A bank's cost of funds is the interest rate at which it can borrow money. Banks borrow money in many different ways: the historical one is by taking deposits, which generally pay low or nonexistent rates of interest. Banks can also borrow directly from the Fed, or from each other. Add it all up, and you get the a bank's cost of funds. If a bank then lends out those funds at a higher interest rate than it's paying to borrow them, it makes a profit.
But banks also need capital. If I take your $1,000 deposit at 1% and lend it to Joe the plumber at 7% so that he can buy his business, that's great, I'm making lots of money on the spread. But Joe's only going to pay me back slowly over the course of many years, while you can demand your $1,000 at any time. So I need some capital lying around for the depositors to have access to.
More to the point, I can't be sure that Joe the plumber is going to pay me back. If he gets mobbed by angry partisans and his business fails, then I lose the $1,000 I lent him, while still owing you, my depositor, $1,000. So I need to have a capital base -- extra money -- which I can use to repay the people who lent me money, even if the people who borrowed from me default.
Let's say that regulators require a capital ratio of 10% -- which means that for every $1,000 in loans, the bank needs to have $100 in capital. Then a bank boosting its capital base by $25 billion could in theory make an extra $250 billion in loans. Yes, it will be paying 5% interest on that $25 billion -- that's $1.25 billion per year. But if it lends out $250 billion at a spread of say 3 percentage points over its cost of funds, then its profits from the loans will be $7.5 billion per year -- more than enough to cover the interest payments on its capital base, plus a certain amount of delinquency. If a bank's cost of funds is 1.5% and it's lending at 4.5%, then that's a very profitable operation, no matter what its cost of capital might be.
That's the theory, anyway. If the banks don't beef up their lending operations, then yes it will be harder for them to make the interest payments on Treasury's new preferred stock. But they don't need to lend at more than 5% in order to make money: they just need to lend at more than their cost of funds, whatever that might be.

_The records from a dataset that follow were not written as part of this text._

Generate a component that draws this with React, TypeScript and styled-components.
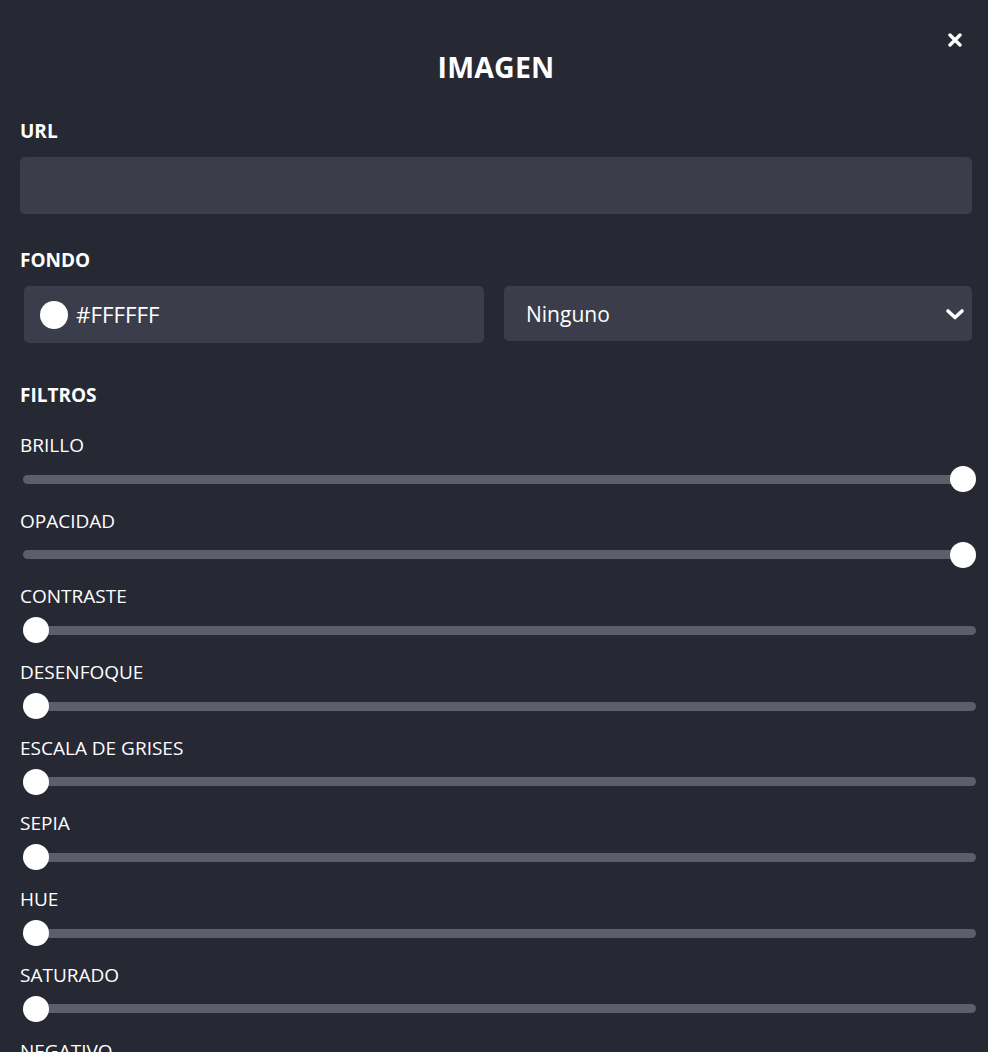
import React from "react";
import styled, { createGlobalStyle } from "styled-components";

const GlobalStyle = createGlobalStyle`
  html, body {
    margin: 0;
    padding: 0;
    background: #262833;
  }
  * {
    box-sizing: border-box;
  }
`;

const Panel = styled.div`
  width: 988px;
  min-height: 1052px;
  background: #262833;
  color: #ffffff;
  font-family: "Open Sans", "Noto Sans", sans-serif;
  padding: 26px 16px 0 20px;
`;

const Header = styled.header`
  display: grid;
  grid-template-columns: 1fr auto 1fr;
  align-items: start;
`;

const Title = styled.h1`
  grid-column: 2;
  margin: 21px 0 0;
  font-size: 28.5px;
  line-height: 40px;
  font-weight: 700;
  letter-spacing: 0.2px;
`;

const CloseButton = styled.button`
  grid-column: 3;
  justify-self: end;
  margin: 7px 10px 0 0;
  width: 14px;
  height: 14px;
  padding: 0;
  border: none;
  background: none;
  cursor: pointer;
  display: flex;
`;

const SectionLabel = styled.h2<{ $top: number }>`
  margin: ${(p) => p.$top}px 0 14px;
  font-size: 19px;
  line-height: 24px;
  font-weight: 700;
`;

const TextInput = styled.input`
  display: block;
  width: 952px;
  height: 57px;
  border: none;
  border-radius: 5px;
  background: #3b3e4a;
  color: #fff;
  font-family: inherit;
  font-size: 20px;
  padding: 0 20px;
  outline: none;
`;

const FieldRow = styled.div`
  display: grid;
  grid-template-columns: 460px 468px;
  column-gap: 20px;
  align-items: start;
  padding-left: 4px;
`;

const ColorBox = styled.div`
  height: 57px;
  border-radius: 5px;
  background: #3b3e4a;
  display: flex;
  align-items: center;
  gap: 8px;
  padding-left: 16px;
  font-size: 22.3px;
`;

const Swatch = styled.span<{ $color: string }>`
  width: 28px;
  height: 28px;
  border-radius: 50%;
  background: ${(p) => p.$color};
`;

const SelectBox = styled.div`
  height: 55px;
  border-radius: 5px;
  background: #3b3e4a;
  display: flex;
  align-items: center;
  justify-content: space-between;
  padding: 0 7px 0 22px;
  font-size: 21px;
`;

const FilterList = styled.div`
  display: flex;
  flex-direction: column;
  margin-top: 25px;
`;

const FilterItem = styled.div`
  display: flex;
  flex-direction: column;
  margin-bottom: 15.7px;
`;

const FilterLabel = styled.label`
  font-size: 19px;
  line-height: 26px;
  font-weight: 400;
  margin-bottom: 8px;
`;

const Range = styled.input`
  -webkit-appearance: none;
  appearance: none;
  width: 953px;
  height: 26px;
  margin: 0 0 0 3px;
  background: transparent;
  outline: none;

  &::-webkit-slider-runnable-track {
    height: 9px;
    border-radius: 5px;
    background: #5c5e6a;
  }

  &::-webkit-slider-thumb {
    -webkit-appearance: none;
    width: 26px;
    height: 26px;
    border-radius: 50%;
    background: #ffffff;
    border: none;
    margin-top: -8.5px;
  }
`;

const filters = [
  { name: "BRILLO", value: 100 },
  { name: "OPACIDAD", value: 100 },
  { name: "CONTRASTE", value: 0 },
  { name: "DESENFOQUE", value: 0 },
  { name: "ESCALA DE GRISES", value: 0 },
  { name: "SEPIA", value: 0 },
  { name: "HUE", value: 0 },
  { name: "SATURADO", value: 0 },
  { name: "NEGATIVO", value: 0 },
];

const App: React.FC = () => {
  return (
    <>
      <GlobalStyle />
      <Panel>
        <Header>
          <Title>IMAGEN</Title>
          <CloseButton aria-label="Cerrar">
            <svg width="14" height="14" viewBox="0 0 14 14">
              <path d="M2 2 L12 12 M12 2 L2 12" stroke="#fff" strokeWidth="3.4" strokeLinecap="round" />
            </svg>
          </CloseButton>
        </Header>

        <SectionLabel $top={32}>URL</SectionLabel>
        <TextInput type="text" />

        <SectionLabel $top={34}>FONDO</SectionLabel>
        <FieldRow>
          <ColorBox>
            <Swatch $color="#ffffff" />
            #FFFFFF
          </ColorBox>
          <SelectBox>
            Ninguno
            <svg width="20" height="14" viewBox="0 0 20 14">
              <path d="M3 4 L10 10.5 L17 4" fill="none" stroke="#fff" strokeWidth="3.6" strokeLinecap="round" strokeLinejoin="round" />
            </svg>
          </SelectBox>
        </FieldRow>

        <SectionLabel $top={40}>FILTROS</SectionLabel>
        <FilterList>
          {filters.map((f) => (
            <FilterItem key={f.name}>
              <FilterLabel>{f.name}</FilterLabel>
              <Range type="range" min={0} max={100} defaultValue={f.value} />
            </FilterItem>
          ))}
        </FilterList>
      </Panel>
    </>
  );
};

export default App;
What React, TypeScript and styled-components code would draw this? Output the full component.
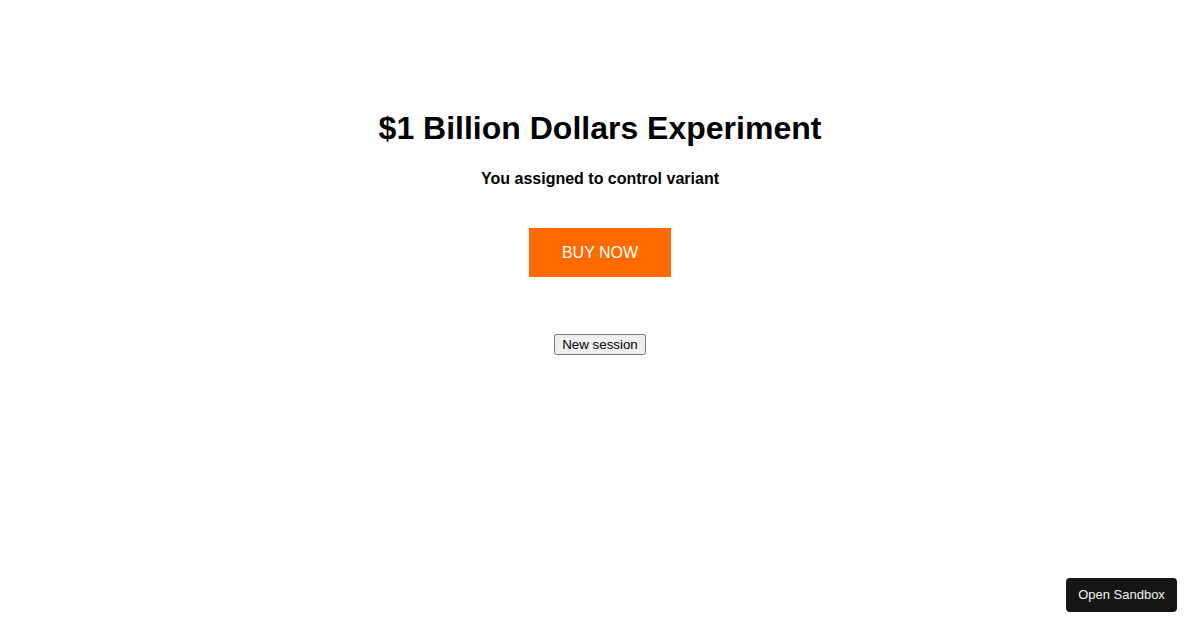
import styled, { createGlobalStyle } from "styled-components";

const GlobalStyle = createGlobalStyle`
  html, body {
    margin: 0;
    padding: 0;
    background: #fff;
    font-family: "Liberation Sans", Arial, sans-serif;
    color: #000;
  }
`;

const Page = styled.main`
  display: flex;
  flex-direction: column;
  align-items: center;
  padding-top: 110px;
  min-height: 630px;
  box-sizing: border-box;
`;

const Title = styled.h1`
  margin: 0;
  font-size: 32px;
  line-height: 37px;
  font-weight: 700;
`;

const Subtitle = styled.h3`
  margin: 23px 0 0;
  font-size: 16px;
  line-height: 18px;
  font-weight: 700;
`;

const BuyButton = styled.button`
  margin-top: 40px;
  padding: 15px 33px;
  border: none;
  background: #ff6a00;
  color: #fff;
  font-family: "Liberation Sans", Arial, sans-serif;
  font-size: 16px;
  line-height: 19px;
  cursor: pointer;
`;

const SessionButton = styled.button`
  margin-top: 57px;
  font-family: "Liberation Sans", Arial, sans-serif;
  font-size: 13.33px;
`;

const SandboxLink = styled.a`
  position: fixed;
  right: 23px;
  bottom: 18px;
  display: flex;
  align-items: center;
  justify-content: center;
  width: 111px;
  height: 34px;
  padding-bottom: 2px;
  box-sizing: border-box;
  border-radius: 4px;
  background: #151515;
  color: #f2f2f2;
  font-family: "Liberation Sans", Arial, sans-serif;
  font-size: 13px;
  text-decoration: none;
`;

export default function App() {
  return (
    <>
      <GlobalStyle />
      <Page>
        <Title>$1 Billion Dollars Experiment</Title>
        <Subtitle>You assigned to control variant</Subtitle>
        <BuyButton>BUY NOW</BuyButton>
        <SessionButton>New session</SessionButton>
      </Page>
      <SandboxLink href="#">Open Sandbox</SandboxLink>
    </>
  );
}
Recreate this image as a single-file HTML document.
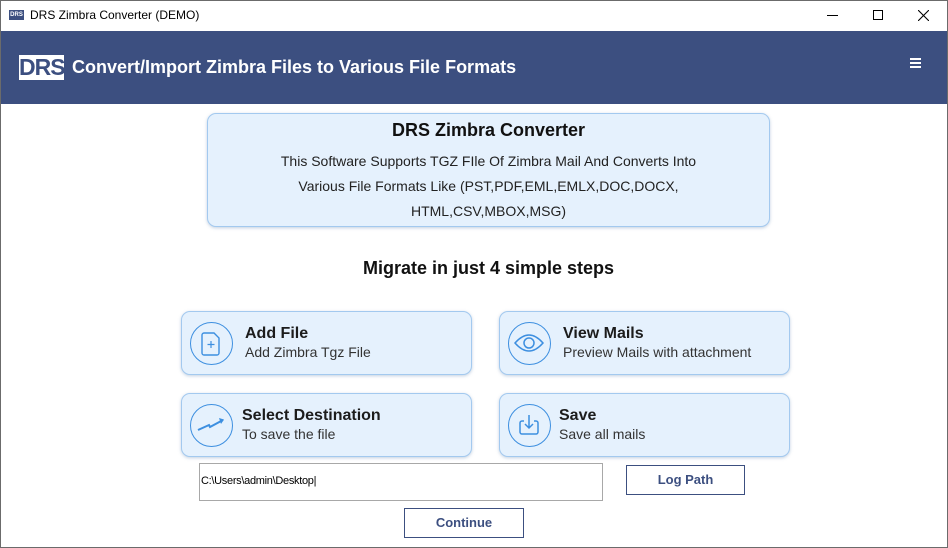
<!DOCTYPE html>
<html><head><style>
*{margin:0;padding:0;box-sizing:border-box}
body{width:948px;height:548px;background:#fff;font-family:"Liberation Sans",sans-serif;position:relative;overflow:hidden}
.abs{position:absolute}
.card{position:absolute;background:#e5f1fd;border:1px solid #a3c9ef;border-radius:9px;box-shadow:0 1px 3px rgba(80,120,170,.35)}
.ic{position:absolute;left:8px;top:10px;width:43px;height:43px;border:1.6px solid #3d8fe0;border-radius:50%}
.t1{position:absolute;font-weight:bold;font-size:16px;color:#1c1c1c}
.t2{position:absolute;font-size:14px;color:#333}
.btn{position:absolute;border:1.5px solid #3c4f80;background:#fff;color:#3c4f80;font-weight:bold;font-size:13px;text-align:center}
</style></head><body>
<div class="abs" style="left:9px;top:10px;width:15px;height:10px;background:#3c4f80;color:#fff;font-size:6px;line-height:10px;text-align:center;font-weight:bold">DRS</div>
<div class="abs" style="left:30px;top:8px;font-size:12px;color:#000">DRS Zimbra Converter (DEMO)</div>
<div class="abs" style="left:827px;top:15px;width:11px;height:1px;background:#000"></div>
<div class="abs" style="left:873px;top:10px;width:10px;height:10px;border:1px solid #000"></div>
<svg class="abs" style="left:918px;top:10px" width="11" height="11"><path d="M0 0L11 11M11 0L0 11" stroke="#000" stroke-width="1.1"/></svg>
<div class="abs" style="left:0;top:31px;width:948px;height:73px;background:#3c4f80"></div>
<div class="abs" style="left:19px;top:55px;width:45px;height:25px;background:#fff;color:#3c4f80;font-weight:bold;font-size:23px;line-height:25px;text-align:center;letter-spacing:-1px">DRS</div>
<div class="abs" style="left:72px;top:57px;color:#fff;font-weight:bold;font-size:18px">Convert/Import Zimbra Files to Various File Formats</div>
<div class="abs" style="left:910px;top:58px;width:11px;height:2px;background:#fff;box-shadow:0 4px 0 #fff,0 8px 0 #fff"></div>

<div class="card" style="left:207px;top:113px;width:563px;height:114px"></div>
<div class="abs" style="left:207px;top:120px;width:563px;text-align:center;font-weight:bold;font-size:18px;color:#111">DRS Zimbra Converter</div>
<div class="abs" style="left:207px;top:149px;width:563px;text-align:center;font-size:14px;color:#222;line-height:25px">This Software Supports TGZ FIle Of Zimbra Mail And Converts Into<br>Various File Formats Like (PST,PDF,EML,EMLX,DOC,DOCX,<br>HTML,CSV,MBOX,MSG)</div>
<div class="abs" style="left:0;top:258px;width:977px;text-align:center;font-weight:bold;font-size:18px;color:#111">Migrate in just 4 simple steps</div>

<div class="card" style="left:181px;top:311px;width:291px;height:64px"><div class="ic"><svg width="40" height="40" style="position:absolute;left:0;top:0"><path d="M13 10h10l5 5v15a2 2 0 0 1-2 2H13a2 2 0 0 1-2-2V12a2 2 0 0 1 2-2z" fill="none" stroke="#3d8fe0" stroke-width="1.4"/><path d="M20 18v7M16.5 21.5h7" stroke="#3d8fe0" stroke-width="1.2"/></svg></div>
<div class="t1" style="left:63px;top:13px">Add File</div><div class="t2" style="left:63px;top:32px">Add Zimbra Tgz File</div></div>
<div class="card" style="left:499px;top:311px;width:291px;height:64px"><div class="ic"><svg width="40" height="40" style="position:absolute;left:0;top:0"><path d="M6 20Q20 4 34 20Q20 36 6 20Z" fill="none" stroke="#3d8fe0" stroke-width="1.5"/><circle cx="20" cy="20" r="5" fill="none" stroke="#3d8fe0" stroke-width="1.5"/></svg></div>
<div class="t1" style="left:63px;top:13px">View Mails</div><div class="t2" style="left:63px;top:32px">Preview Mails with attachment</div></div>
<div class="card" style="left:181px;top:393px;width:291px;height:64px"><div class="ic"><svg width="40" height="40" style="position:absolute;left:0;top:0"><path d="M7 25L18 20L19 22L32 15" fill="none" stroke="#3d8fe0" stroke-width="2"/><path d="M28 13L33 14.5L30 19Z" fill="#3d8fe0"/></svg></div>
<div class="t1" style="left:60px;top:13px">Select Destination</div><div class="t2" style="left:60px;top:32px">To save the file</div></div>
<div class="card" style="left:499px;top:393px;width:291px;height:64px"><div class="ic"><svg width="40" height="40" style="position:absolute;left:0;top:0"><path d="M15 16h-2a2 2 0 0 0-2 2v9a2 2 0 0 0 2 2h14a2 2 0 0 0 2-2v-9a2 2 0 0 0-2-2h-2" fill="none" stroke="#3d8fe0" stroke-width="1.5"/><path d="M20 10v13M16 19l4 4 4-4" fill="none" stroke="#3d8fe0" stroke-width="1.5"/></svg></div>
<div class="t1" style="left:59px;top:13px">Save</div><div class="t2" style="left:59px;top:32px">Save all mails</div></div>

<div class="abs" style="left:199px;top:463px;width:404px;height:38px;border:1px solid #a8a8a8"></div>
<div class="abs" style="left:201px;top:475px;font-size:11px;color:#000;letter-spacing:-0.3px">C:\Users\admin\Desktop|</div>
<div class="btn" style="left:626px;top:465px;width:119px;height:30px;line-height:27px">Log Path</div>
<div class="btn" style="left:404px;top:508px;width:120px;height:30px;line-height:28px">Continue</div>
<div class="abs" style="left:0;top:0;width:948px;height:548px;border:1px solid #6b6b6b;pointer-events:none"></div>
</body></html>
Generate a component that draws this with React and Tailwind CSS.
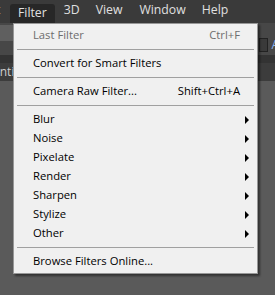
const font = { fontFamily: '"Open Sans", "Noto Sans", sans-serif' };

const items = [
  { label: 'Last Filter', shortcut: 'Ctrl+F', disabled: true },
  { sep: true },
  { label: 'Convert for Smart Filters' },
  { sep: true },
  { label: 'Camera Raw Filter...', shortcut: 'Shift+Ctrl+A' },
  { sep: true },
  { label: 'Blur', sub: true },
  { label: 'Noise', sub: true },
  { label: 'Pixelate', sub: true },
  { label: 'Render', sub: true },
  { label: 'Sharpen', sub: true },
  { label: 'Stylize', sub: true },
  { label: 'Other', sub: true },
  { sep: true },
  { label: 'Browse Filters Online...' },
];

const Arrow = () => (
  <svg width="5" height="8" viewBox="0 0 5 8" className="block">
    <path d="M0 0 L4 4 L0 8 Z" fill="#000" />
  </svg>
);

const MenuItem = ({ item }) => {
  if (item.sep) {
    return (
      <div className="h-[9px] flex items-center px-[3px]">
        <div className="w-full h-px bg-[#a0a0a0]" />
      </div>
    );
  }
  return (
    <div
      className={`h-[19px] flex items-center pl-[19px] pr-[17px] text-[11.25px] ${
        item.disabled ? 'text-[#6d6d6d]' : 'text-black'
      }`}
    >
      <span className="flex-1 whitespace-nowrap">{item.label}</span>
      {item.shortcut && <span className="whitespace-nowrap">{item.shortcut}</span>}
      {item.sub && (
        <span className="-mr-[10px]">
          <Arrow />
        </span>
      )}
    </div>
  );
};

export default function App() {
  return (
    <div className="relative w-[275px] h-[295px] overflow-hidden bg-[#5a5a5a]" style={font}>
      {/* menu bar */}
      <div className="h-[23px] bg-[#3a3a3a] flex items-end text-[12.25px] text-[#e0e0e0]">
        <span className="w-[14px] -ml-[4px] pb-[4px]">t</span>
        <span className="h-[19px] pl-[8px] pr-[8px] rounded-t-[3px] bg-[#272727] flex items-center">Filter</span>
        <span className="pl-[9px] pr-[8px] pb-[4px]">3D</span>
        <span className="pl-[8px] pr-[8px] pb-[4px]">View</span>
        <span className="pl-[9px] pr-[8px] pb-[4px]">Window</span>
        <span className="pl-[8px] pr-[8px] pb-[4px]">Help</span>
      </div>

      {/* options bar */}
      <div className="h-[32px] bg-[#474747] flex items-start justify-between">
        <div className="w-[13px] h-[16px] mt-[2px] bg-[#5f5f5f]" />
        <div className="flex items-center gap-[3px] mt-[13px] mr-[-4px]">
          <div className="w-[9px] h-[14px] border border-[#222] bg-[#3a3a3a]" />
          <span className="text-[12px] text-[#8ab4f0]">A</span>
        </div>
      </div>
      <div className="h-[8px] bg-[#333333]" />

      {/* document tab row */}
      <div className="h-[18px] bg-[#3c3c3c] flex items-center text-[12px] text-[#cfcfcf]">
        <span className="-ml-[9px] whitespace-nowrap">Untitled-1</span>
      </div>

      {/* filter menu */}
      <div className="absolute left-[13px] top-[23px] w-[245px] bg-[#f0f0f0] border border-[#979797] py-[2px] shadow-[2px_2px_2px_rgba(0,0,0,0.45)]">
        {items.map((item, i) => (
          <MenuItem key={i} item={item} />
        ))}
      </div>
    </div>
  );
}
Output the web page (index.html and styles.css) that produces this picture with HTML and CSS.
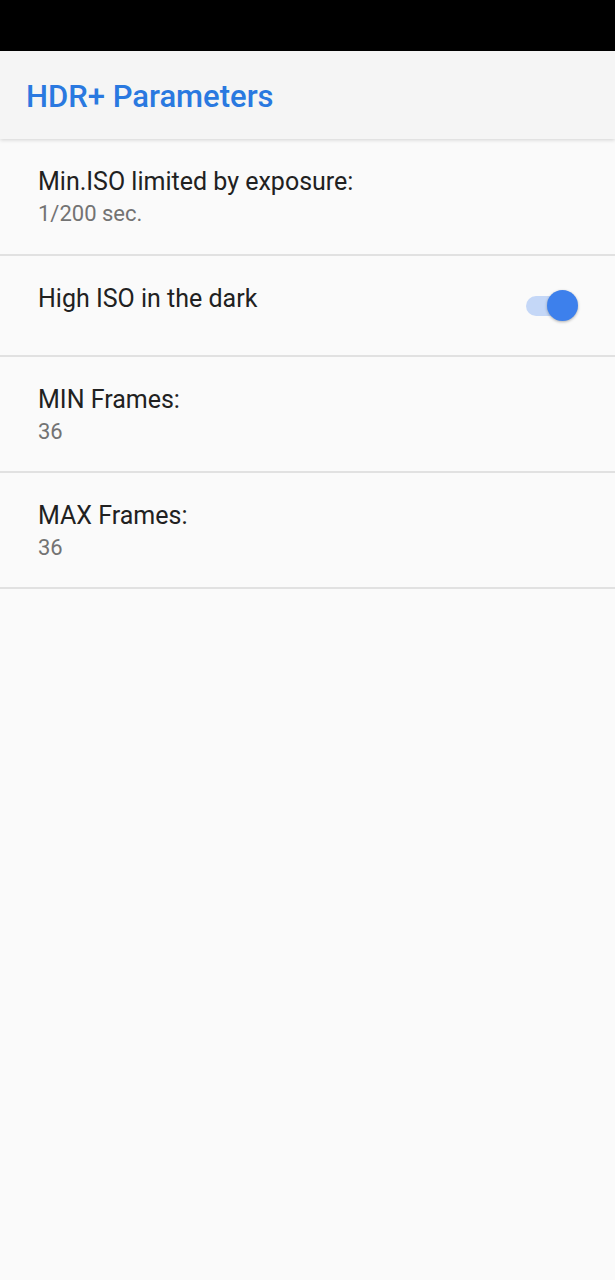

Update: There's much more to this, of course. A real live banker emails to explain the crucial difference between reserve ratios and capital ratios:
It's important to distinguish between
- the reserve ratio, i.e. how much cash banks have to hold (at the central bank) for the deposits they take in. This is a ratio that only considers the left-hand side of the balance sheet
- the capital ratio, i.e. how much tier 1 (or tier 2, or whatever) they have to hold on the right-hand side of the balance sheet against their risk weighted assets on the left-hand side.An increase in capital means two things: it increases cash and it increases capital. Now, to determine how much additional lending a bank can do, we have to look at both ratios: reserve and capital.
The example in your blog entry should refer to the reserve ratio, and not the capital ratio. Because regarding the reserve ratio, your numerical example is correct: $25bn more in cash can generate up to $250bn lending (if the reserve ratio is 10%)
But from a capital perspective, banks could potentially lend a lot more with the increase in capital. Exactly how much more depends on the risk-weighting of these loans. Regular mortgages, for example, have a risk-weighting of about 20% (meaning that only 20% of the par loan value enters risk-weighted assets). Banks then need to hold about 8% against risk-weighted assets. You see that this means that $25bn can support loans in well in excess of £250bn.
My point is that it's important to make a clear difference between the reserve and the capital ratio.